Тщетно Пасьянс пытался рассеять эту бредовую мысль – я был твердо убежден, что Эдме мертва, и заявил, что не усну в своем саване, пока мне не наденут на палец обручальное кольцо. Измученная бессонными ночами, проведенными у моего изголовья, Эдме так крепко спала, что ничего не слышала. Кроме того, я, как и Пасьянс, говорил шепотом, следуя инстинкту подражания, свойственному одним лишь детям да слабоумным. Я ни за что не хотел отказаться от моей причуды, и Пасьянс, опасаясь, как бы я не начал буйствовать, тихонько снял у Эдме с пальца колечко с сердоликом и надел его мне. Я порывисто прижал кольцо к устам, скрестил руки на груди, как их складывают покойнику, и заснул глубоким сном.

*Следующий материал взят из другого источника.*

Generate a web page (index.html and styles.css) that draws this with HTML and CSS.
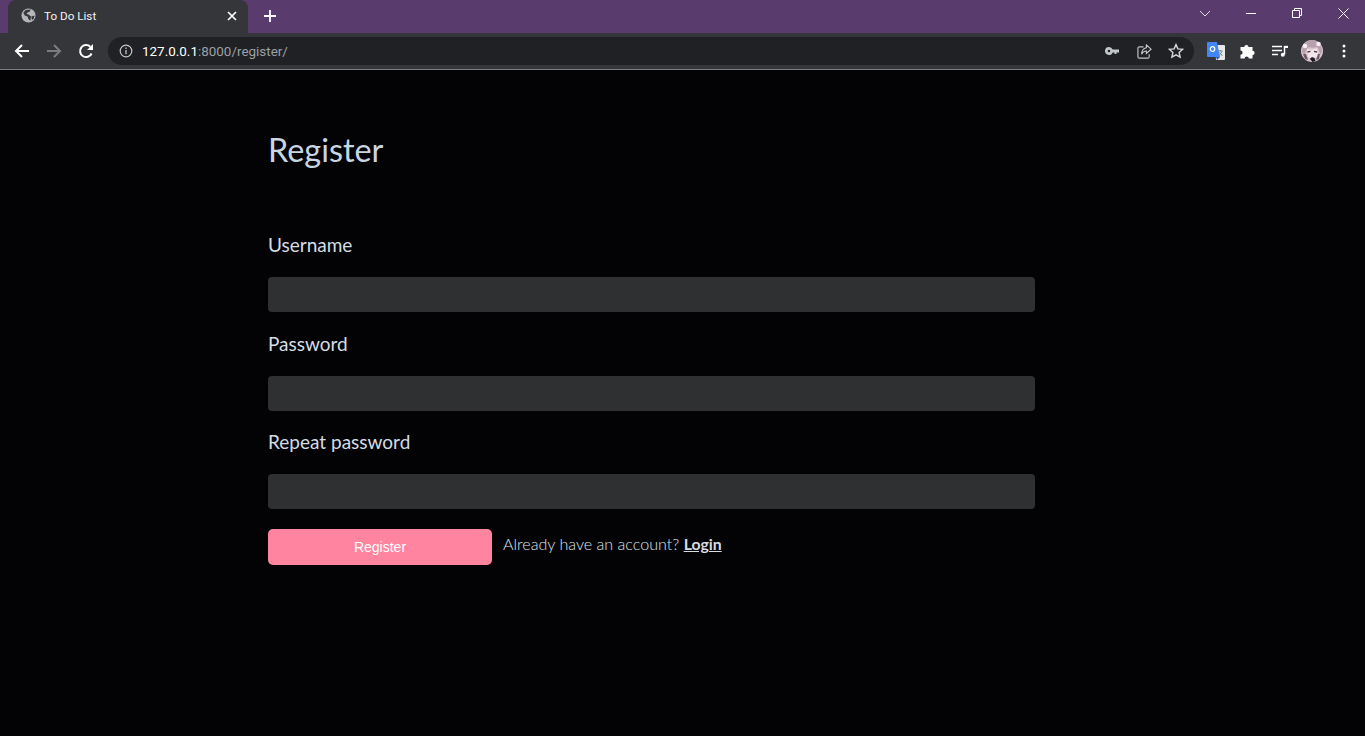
FILE: index.html
```html
<!DOCTYPE html>
<html lang="en">
<head>
<meta charset="utf-8">
<title>To Do List</title>
<link rel="stylesheet" href="styles.css">
</head>
<body>
<header class="browser">
  <div class="tabstrip">
    <div class="tab">
      <svg class="favicon" viewBox="0 0 16 16"><circle cx="8" cy="8" r="7.500" fill="#b4b6b9"/><path d="M5 2 2.500 5l1.500 3 3 1 1 3 2 1.500.7-4.500L8 7 6 6.500l.5-1.500L9 4l1.500-2.500z" fill="#35363a"/><path d="M11 9l3.500-1-.8 3-2 2z" fill="#35363a"/></svg>
      <span class="tab-title">To Do List</span>
      <svg class="tab-close" viewBox="0 0 10 10"><path d="M1 1l8 8M9 1l-8 8" stroke="#fff" stroke-width="1.700" fill="none"/></svg>
    </div>
    <svg class="newtab" viewBox="0 0 12 12"><path d="M6 0v12M0 6h12" stroke="#fff" stroke-width="1.800" fill="none"/></svg>
    <div class="window-controls">
      <svg class="wc-chevron" viewBox="0 0 12 7"><path d="M1 1l5 5 5-5" stroke="#e0dce4" fill="none"/></svg>
      <svg class="wc-min" viewBox="0 0 10 1"><path d="M0 .5h10" stroke="#fff" fill="none"/></svg>
      <svg class="wc-max" viewBox="0 0 10 10"><path d="M.5 2.500h7v7h-7zM2.500 2.500v-2h7v7h-2" stroke="#fff" fill="none"/></svg>
      <svg class="wc-close" viewBox="0 0 11 11"><path d="M.5.5l10 10M10.500.5l-10 10" stroke="#fff" fill="none"/></svg>
    </div>
  </div>
  <div class="toolbar">
    <svg class="nav nav-back" viewBox="0 0 16 16"><path d="M15 8H2M8 2 2 8l6 6" stroke="#fff" stroke-width="2" fill="none"/></svg>
    <svg class="nav nav-forward" viewBox="0 0 16 16"><path d="M1 8h13M8 2l6 6-6 6" stroke="#7b7c7f" stroke-width="2" fill="none"/></svg>
    <svg class="nav nav-reload" viewBox="0 0 16 16"><path d="M13.600 10.500A6 6 0 1 1 12.300 3.800" stroke="#fff" stroke-width="2" fill="none"/><path d="M15 1v6H9z" fill="#fff"/></svg>
    <div class="omnibox">
      <svg class="info" viewBox="0 0 14 14"><circle cx="7" cy="7" r="5.800" stroke="#c4c6c9" stroke-width="1.200" fill="none"/><path d="M7 6v4.200M7 3.500v1.500" stroke="#c4c6c9" stroke-width="1.300"/></svg>
      <span class="url"><span class="host">127.0.0.1</span>:8000/register/</span>
      <svg class="omni-icon icon-key" viewBox="0 0 14 8"><path d="M4 0a4 4 0 1 0 3.700 5.500H9.500V7h2V5.500H14v-3H7.700A4 4 0 0 0 4 0zm0 2.700a1.300 1.300 0 1 1 0 2.600 1.300 1.300 0 0 1 0-2.600z" fill="#c4c7ca" fill-rule="evenodd"/></svg>
      <svg class="omni-icon icon-share" viewBox="0 0 16 16"><path d="M7 3H2.500A1.500 1.500 0 0 0 1 4.500v9A1.500 1.500 0 0 0 2.500 15h9a1.500 1.500 0 0 0 1.500-1.500V11" stroke="#c4c7ca" stroke-width="1.200" fill="none"/><path d="M10 1l5 4.500L10 10V7.500C7.500 7.500 6 8.500 5 11c0-4 2-6.500 5-7z" stroke="#c4c7ca" stroke-width="1.200" fill="none"/></svg>
      <svg class="omni-icon icon-star" viewBox="0 0 16 16"><path d="M8 1.600l1.900 4.300 4.700.5-3.500 3.100 1 4.600L8 11.800l-4.100 2.300 1-4.600L1.400 6.400l4.700-.5z" stroke="#d6d8da" stroke-width="1.400" fill="none"/></svg>
    </div>
    <svg class="ext ext-translate" viewBox="0 0 18 18"><path d="M8 3h9a1 1 0 0 1 1 1v13a1 1 0 0 1-1 1H9z" fill="#e8e8e8"/><path d="M1 0h9l3 15H1a1 1 0 0 1-1-1V1a1 1 0 0 1 1-1z" fill="#4285f4"/><path d="M9 15h4l-3 3z" fill="#2a56c6"/><circle cx="5.500" cy="7" r="2.300" stroke="#fff" stroke-width="1.200" fill="none"/><path d="M11.500 9h4M13.500 8v1M12 14l3-4.500M12.500 10.500l3 3.500" stroke="#7a8a80" fill="none"/></svg>
    <svg class="ext ext-puzzle" viewBox="0 0 16 16"><path d="M.5 4h3.800a2.100 2.100 0 1 1 4.200 0H12.500v3.800a2.100 2.100 0 1 1 0 4.200V15.500H8.800a2.100 2.100 0 1 0-4.200 0H.5v-3.700a2.100 2.100 0 1 0 0-4.200z" fill="#fff"/></svg>
    <svg class="ext ext-media" viewBox="0 0 16 12"><path d="M0 1.500h10M0 5.500h10M0 9.500h6" stroke="#fff" stroke-width="1.400" fill="none"/><path d="M12.500 1v8.500" stroke="#fff" stroke-width="1.500" fill="none"/><circle cx="10.800" cy="9.700" r="2" fill="#fff"/><path d="M12.500 .8H16V3h-3.500z" fill="#fff"/></svg>
    <svg class="avatar" viewBox="0 0 22 22"><circle cx="11" cy="11" r="11" fill="#d9c4cf"/><path d="M1 12C1 4 6 0 11 0c6 0 10 5 10 12l-2 3c0-4-2-7-3-8-3 1-6 1-8 0-2 1-4 4-4 8z" fill="#b8a0ae"/><path d="M6 9c3 1 7 1 10-1l1 8-5 3-5-2z" fill="#f3e6ea"/><path d="M6.500 12l3-.7M13 11.300l3 .7" stroke="#4c3a44" stroke-width="1.300"/><path d="M9 19c1-2 3-2 4.500-1l1 3-3 1z" fill="#1e1a1e"/><circle cx="4" cy="6" r="2.300" fill="#f4eef2"/><circle cx="17.500" cy="4" r="2.300" fill="#f4eef2"/><path d="M2 14l2 5 3 1-2-6zM19 14l-1 5-3 1 2-6z" fill="#6f5a66"/></svg>
    <svg class="menu" viewBox="0 0 4 14"><circle cx="2" cy="2" r="1.500" fill="#fff"/><circle cx="2" cy="7" r="1.500" fill="#fff"/><circle cx="2" cy="12" r="1.500" fill="#fff"/></svg>
  </div>
</header>
<main class="page">
  <h1 class="title">Register</h1>
  <form class="form">
    <label class="field">
      <span class="field-label">Username</span>
      <input class="field-input" type="text">
    </label>
    <label class="field">
      <span class="field-label">Password</span>
      <input class="field-input" type="password">
    </label>
    <label class="field">
      <span class="field-label">Repeat password</span>
      <input class="field-input" type="password">
    </label>
    <div class="actions">
      <button class="submit" type="button">Register</button>
      <p class="login-note">Already have an account? <a class="login-link" href="#">Login</a></p>
    </div>
  </form>
</main>
</body>
</html>
```

FILE: styles.css
```css
* { box-sizing: border-box; }
html, body { margin: 0; height: 100%; }
body {
  background: #030306;
  color: #d4dce4;
  font-family: "Lato", "Open Sans", sans-serif;
  overflow: hidden;
}
.browser { height: 70px; border-bottom: 1px solid #7d7e80; }
.tabstrip {
  height: 33px;
  background: #5a3b6e;
  display: flex;
  align-items: flex-start;
}
.tab {
  width: 240px;
  height: 33px;
  margin-left: 8px;
  background: #35363a;
  border-radius: 8px 8px 0 0;
  display: flex;
  align-items: center;
  padding: 0 11px 2px 13px;
}
.favicon { width: 15px; height: 15px; flex: none; }
.tab-title {
  margin-left: 8px;
  flex: 1;
  font: 11.7px "Roboto", sans-serif;
  color: #f1f3f4;
}
.tab-close { width: 10px; height: 10px; }
.newtab { width: 12px; height: 12px; margin: 10px 0 0 16px; }
.window-controls {
  margin-left: auto;
  display: flex;
  align-items: center;
  height: 26px;
}
.wc-chevron { width: 12px; height: 7px; margin-right: 35px; }
.wc-min { width: 10px; height: 1px; margin-right: 36px; }
.wc-max { width: 10px; height: 10px; margin-right: 36px; }
.wc-close { width: 11px; height: 11px; margin-right: 16px; }
.toolbar {
  height: 36px;
  background: #35363a;
  display: flex;
  align-items: center;
  padding: 0 0 0 14px;
}
.nav { width: 16px; height: 16px; flex: none; }
.nav-forward { margin-left: 16px; }
.nav-reload { margin-left: 16px; }
.omnibox {
  margin-left: 14px;
  width: 1086px;
  height: 28px;
  border-radius: 14px;
  background: #202124;
  display: flex;
  align-items: center;
  padding: 0 10px 0 11px;
}
.info { width: 14px; height: 14px; flex: none; }
.url {
  margin-left: 9px;
  flex: 1;
  font: 13.45px "Roboto", sans-serif;
  color: #9aa0a6;
}
.host { color: #fff; }
.omni-icon { flex: none; }
.icon-key { width: 14px; height: 8px; }
.icon-share { width: 15px; height: 15px; margin-left: 18px; }
.icon-star { width: 16px; height: 16px; margin-left: 16px; }
.ext { flex: none; }
.ext-translate { width: 18px; height: 18px; margin-left: 13px; }
.ext-puzzle { width: 16px; height: 16px; margin-left: 15px; }
.ext-media { width: 16px; height: 12px; margin-left: 16px; }
.avatar { width: 22px; height: 22px; margin-left: 13px; flex: none; }
.menu { width: 4px; height: 14px; margin-left: 19px; flex: none; }
.page {
  width: 767px;
  margin-left: 268px;
}
.title {
  margin: 0;
  padding-top: 58px;
  font-size: 32.400px;
  line-height: 44px;
  font-weight: 400;
  color: #c9d6e2;
}
.form { margin-top: 58px; }
.field { display: block; margin-bottom: 16.500px; }
.field-label {
  display: block;
  font-size: 19px;
  line-height: 30px;
  height: 30px;
  color: #d4dce4;
}
.field-input {
  display: block;
  margin-top: 17px;
  width: 100%;
  height: 35px;
  background: #2f3032;
  border: 0;
  border-radius: 4px;
}
.actions {
  display: flex;
  align-items: center;
  margin-top: 20px;
}
.submit {
  width: 224px;
  height: 36px;
  border: 0;
  border-radius: 5px;
  background: #ff84a0;
  color: #fff;
  font: 14px "Liberation Sans", sans-serif;
}
.login-note {
  margin: 0 0 7px 11px;
  font-size: 16.100px;
  font-weight: 300;
  color: #dbe3ec;
}
.login-link {
  font-size: 15.800px;
  color: #d4dce4;
  font-weight: 700;
}
```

Наутро, когда захотели отобрать у меня кольцо, я пришел в неистовство, и меня оставили в покое. Я снова заснул, и тогда аббат снял кольцо у меня с руки. Но, открыв глаза, я заметил пропажу, начался бред. Эдме была в комнате; она поспешила ко мне и, надев кольцо мне на палец, обратилась к аббату со словами укоризны. Я сейчас же успокоился и, подняв на Эдме угасший взор, спросил:

– Ведь правда, ты моя жена и в жизни и в смерти?

– Конечно, – ответила она, – спи спокойно.

– Вечность бездонна: как бы мне хотелось заполнить ее воспоминаниями о твоих ласках! Но я тщетно напрягаю память: нет в ней свидетельств твоей любви.

Она наклонилась и поцеловала меня.

– Вы делаете ошибку, Эдме, – заметил аббат, – подобные лекарства – отрава.

– Оставьте, аббат, – нетерпеливо возразила она, присаживаясь у моего ложа. – Оставьте, прошу вас.

Она взяла мою руку, и я заснул, время от времени повторяя:

– Как хорошо в могиле! Какое счастье – умереть, правда?

Я начал выздоравливать, и Эдме стала гораздо сдержаннее, но ходила за мною столь же прилежно. Я поверял ей мои сны, привидевшиеся во время недуга, и узнавал, что было в них явью. Если б не беседы с Эдме, я бы по-прежнему воображал, что все это был лишь сон. Я умолял Эдме оставить мне кольцо, и она согласилась. В знак признательности за все ее благодеяния мне следовало добавить, что я буду хранить это кольцо как залог дружбы, а не обручения, но даже мысль о подобной жертве была для меня невыносима.

Как-то раз я спросил, что поделывает де ла Марш. Одному только Пасьянсу осмелился я задать этот вопрос.

– Уехал, – ответил старик.

– Как, уехал? – воскликнул я. – Надолго?

– Навсегда, ежели богу будет угодно! Ничего про то не знаю, спрашивать – не спрашиваю, да вот только случилось мне быть в саду, когда он прощался с нею: холодное было прощание, ни дать ни взять – декабрьская ночь. Правда, сказали они друг дружке «до свидания»: она – как всегда, чистосердечно и ласково, да зато у него вид был точь-в-точь как у крестьянина, когда нагрянут апрельские заморозки. Эх, Мопра, Мопра! Вы стали, говорят, страсть какой прилежный да послушный? А помните вы, что я вам говорил: когда состаритесь, не будет уж, пожалуй, ни титулов, ни самих сеньоров. Того и гляди, станут вас называть «папаша Мопра», как зовут меня «папашей Пасьянсом», хоть я и не был никогда ни отцом семейства, ни священником.

– Ну, так что ж с того?

– А вот попомните мои слова, – повторил он. – Колдуны – они ведь разные бывают: можно и не продать душу дьяволу, а будущее все-таки знать. Что до меня, я подаю голос за вашу женитьбу на кузине. Ведите себя примерно. Вы у нас образованный стали: говорят, любую книгу без запинки прочтете. Чего же еще? А тут книг уйма, только взглянешь на них – пот прошибает; сдается мне, что опять у меня голова не варит. Скоро вы выздоровеете. Послушал бы меня господин Юбер, так на святого Мартина и сыграли бы свадьбу.